▶ [Your instructions]: Locate all lines with the word "styles" and copy them out.

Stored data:
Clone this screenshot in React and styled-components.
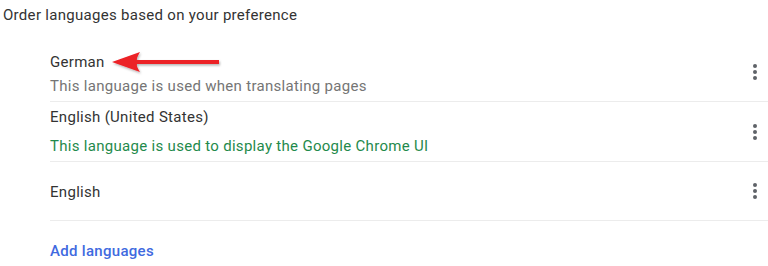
import React from "react";
import styled, { createGlobalStyle } from "styled-components";

const Global = createGlobalStyle`
  html, body { margin: 0; padding: 0; background: #fff; }
  body { font-family: Roboto, "Liberation Sans", Arial, sans-serif; color: #333; }
`;

const Page = styled.div`
  width: 768px;
  height: 266px;
  overflow: hidden;
  display: flex;
  flex-direction: column;
`;

const Title = styled.div`
  font-size: 15px;
  letter-spacing: 0.3px;
  line-height: 20px;
  color: #333;
  padding: 5px 0 0 3px;
  height: 36px;
  box-sizing: border-box;
`;

const List = styled.div`
  margin-left: 50px;
  display: flex;
  flex-direction: column;
`;

const Row = styled.div`
  height: ${(p) => p.$h}px;
  display: flex;
  align-items: center;
  justify-content: space-between;
  border-bottom: 1px solid #ececec;
  position: relative;
`;

const Texts = styled.div`
  display: flex;
  flex-direction: column;
  gap: ${(p) => p.$gap || 0}px;
  padding-top: ${(p) => p.$pt || 0}px;
  padding-bottom: ${(p) => p.$pb || 0}px;
`;

const Name = styled.div`
  font-size: 15px;
  letter-spacing: 0.3px;
  line-height: 18px;
  color: #333;
`;

const Note = styled.div`
  font-size: 15px;
  letter-spacing: 0.3px;
  line-height: 18px;
  color: ${(p) => (p.$green ? "#1f8a4c" : "#757575")};
`;

const MenuButton = styled.button`
  width: 24px;
  height: 24px;
  margin-right: 1px;
  border: 0;
  background: none;
  padding: 0;
  display: flex;
  flex-direction: column;
  align-items: center;
  justify-content: center;
  gap: 2px;
  transform: translateY(${(p) => p.$dy || 0}px);
`;

const Dot = styled.span`
  width: 4px;
  height: 4px;
  border-radius: 50%;
  background: #5f6368;
`;

const AddLink = styled.a`
  margin: 21px 0 0 50px;
  font-size: 15px;
  letter-spacing: 0.3px;
  line-height: 18px;
  font-weight: 500;
  color: #3f6ae0;
  text-decoration: none;
  align-self: flex-start;
`;

const Arrow = styled.svg`
  position: absolute;
  left: 60px;
  top: 15px;
  overflow: visible;
`;

const Kebab = ({ dy }) => (
  <MenuButton $dy={dy} aria-label="More actions">
    <Dot />
    <Dot />
    <Dot />
  </MenuButton>
);

export default function App() {
  return (
    <Page>
      <Global />
      <Title>Order languages based on your preference</Title>
      <List>
        <Row $h={65}>
          <Texts $gap={6} $pt={10}>
            <Name>German</Name>
            <Note>This language is used when translating pages</Note>
          </Texts>
          <Kebab dy={3} />
          <Arrow width="112" height="24" viewBox="0 0 112 24">
            <defs>
              <filter id="sh" x="-10%" y="-50%" width="130%" height="200%">
                <feDropShadow dx="1" dy="1.5" stdDeviation="1.2" floodColor="#000" floodOpacity="0.3" />
              </filter>
            </defs>
            <path
              d="M2 11 L30 1 Q26 8 27 9 L109 9 L109 13 L27 13 Q26 15 30 21 Z"
              fill="#ec2027"
              filter="url(#sh)"
            />
          </Arrow>
        </Row>
        <Row $h={59}>
          <Texts $gap={11}>
            <Name>English (United States)</Name>
            <Note $green>This language is used to display the Google Chrome UI</Note>
          </Texts>
          <Kebab />
        </Row>
        <Row $h={58}>
          <Texts $pt={2}>
            <Name>English</Name>
          </Texts>
          <Kebab />
        </Row>
      </List>
      <AddLink href="#">Add languages</AddLink>
    </Page>
  );
}
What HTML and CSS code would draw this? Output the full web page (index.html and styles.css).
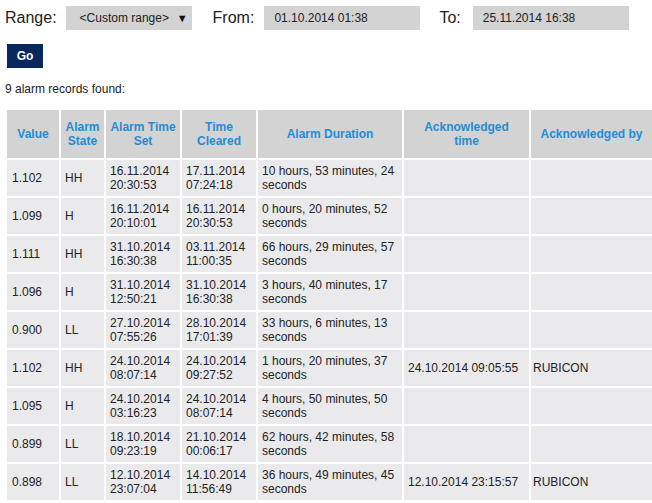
FILE: index.html
```html
<!DOCTYPE html>
<html>
<head>
<meta charset="utf-8">
<link rel="stylesheet" href="styles.css">
</head>
<body>
<div class="page">
  <div class="filters">
    <span class="label">Range:</span>
    <div class="select"><span>&lt;Custom range&gt;</span><span class="arrow">▼</span></div>
    <span class="label label-from">From:</span>
    <div class="input input-from">01.10.2014 01:38</div>
    <span class="label label-to">To:</span>
    <div class="input input-to">25.11.2014 16:38</div>
  </div>
  <button class="go">Go</button>
  <p class="found">9 alarm records found:</p>
  <table class="alarms">
    <thead>
      <tr>
        <th class="c-value">Value</th>
        <th class="c-state">Alarm State</th>
        <th class="c-set">Alarm Time Set</th>
        <th class="c-cleared">Time Cleared</th>
        <th class="c-dur">Alarm Duration</th>
        <th class="c-acktime">Acknowledged<br>time</th>
        <th class="c-ackby">Acknowledged by</th>
      </tr>
    </thead>
    <tbody>
      <tr><td>1.102</td><td>HH</td><td>16.11.2014 20:30:53</td><td>17.11.2014 07:24:18</td><td>10 hours, 53 minutes, 24 seconds</td><td></td><td></td></tr>
      <tr><td>1.099</td><td>H</td><td>16.11.2014 20:10:01</td><td>16.11.2014 20:30:53</td><td>0 hours, 20 minutes, 52 seconds</td><td></td><td></td></tr>
      <tr><td>1.111</td><td>HH</td><td>31.10.2014 16:30:38</td><td>03.11.2014 11:00:35</td><td>66 hours, 29 minutes, 57 seconds</td><td></td><td></td></tr>
      <tr><td>1.096</td><td>H</td><td>31.10.2014 12:50:21</td><td>31.10.2014 16:30:38</td><td>3 hours, 40 minutes, 17 seconds</td><td></td><td></td></tr>
      <tr><td>0.900</td><td>LL</td><td>27.10.2014 07:55:26</td><td>28.10.2014 17:01:39</td><td>33 hours, 6 minutes, 13 seconds</td><td></td><td></td></tr>
      <tr><td>1.102</td><td>HH</td><td>24.10.2014 08:07:14</td><td>24.10.2014 09:27:52</td><td>1 hours, 20 minutes, 37 seconds</td><td>24.10.2014 09:05:55</td><td>RUBICON</td></tr>
      <tr><td>1.095</td><td>H</td><td>24.10.2014 03:16:23</td><td>24.10.2014 08:07:14</td><td>4 hours, 50 minutes, 50 seconds</td><td></td><td></td></tr>
      <tr><td>0.899</td><td>LL</td><td>18.10.2014 09:23:19</td><td>21.10.2014 00:06:17</td><td>62 hours, 42 minutes, 58 seconds</td><td></td><td></td></tr>
      <tr><td>0.898</td><td>LL</td><td>12.10.2014 23:07:04</td><td>14.10.2014 11:56:49</td><td>36 hours, 49 minutes, 45 seconds</td><td>12.10.2014 23:15:57</td><td>RUBICON</td></tr>
    </tbody>
  </table>
</div>
</body>
</html>
```
FILE: styles.css
```css
html, body {
  margin: 0;
  padding: 0;
  background: #ffffff;
  overflow: hidden;
}
body {
  font-family: "Liberation Sans", Arial, sans-serif;
  color: #222222;
}
.page {
  padding: 6px 0 0 5px;
}
.filters {
  display: flex;
  align-items: center;
  height: 24px;
}
.label {
  font-size: 16px;
  color: #222;
}
.select {
  margin-left: 9px;
  width: 126px;
  height: 24px;
  background: #d3d3d3;
  display: flex;
  align-items: center;
  justify-content: space-between;
  padding: 0 4px 0 14px;
  box-sizing: border-box;
  font-size: 12px;
}
.arrow {
  font-size: 11px;
  color: #111;
}
.label-from {
  margin-left: 21px;
}
.label-to {
  margin-left: 19px;
}
.input {
  width: 156px;
  height: 24px;
  background: #d3d3d3;
  display: flex;
  align-items: center;
  padding-left: 10px;
  box-sizing: border-box;
  font-size: 12px;
}
.input-from {
  margin-left: 10px;
}
.input-to {
  margin-left: 12px;
}
.go {
  display: block;
  margin: 14px 0 0 2px;
  width: 36px;
  height: 24px;
  border: none;
  background: #06285f;
  color: #ffffff;
  font-family: "Liberation Sans", Arial, sans-serif;
  font-weight: bold;
  font-size: 12px;
  padding: 0;
}
.found {
  margin: 14px 0 0 0;
  font-size: 12px;
  line-height: 14px;
  height: 14px;
}
.alarms {
  margin-top: 12px;
  border-collapse: separate;
  border-spacing: 2px;
  table-layout: fixed;
  width: 649px;
  font-size: 12px;
  line-height: 14px;
}
.c-value { width: 52px; }
.c-state { width: 43px; }
.c-set { width: 74px; }
.c-cleared { width: 74px; }
.c-dur { width: 144px; }
.c-acktime { width: 125px; }
.c-ackby { width: 121px; }
.alarms th {
  background: #d3d3d3;
  color: #1f8dd6;
  font-weight: bold;
  height: 48px;
  padding: 0 3px;
  box-sizing: border-box;
  text-align: center;
  vertical-align: middle;
}
.alarms td {
  background: #eaeaec;
  height: 36px;
  padding: 0 2px 0 4px;
  box-sizing: border-box;
  vertical-align: middle;
  text-align: left;
}
.alarms td:first-child {
  padding-left: 5px;
}
.alarms td:last-child {
  padding-left: 2px;
}
```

▶ [Answer in full]:
What HTML and CSS code would draw this? Output the full web page (index.html and styles.css).
<link rel="stylesheet" href="styles.css">
FILE: styles.css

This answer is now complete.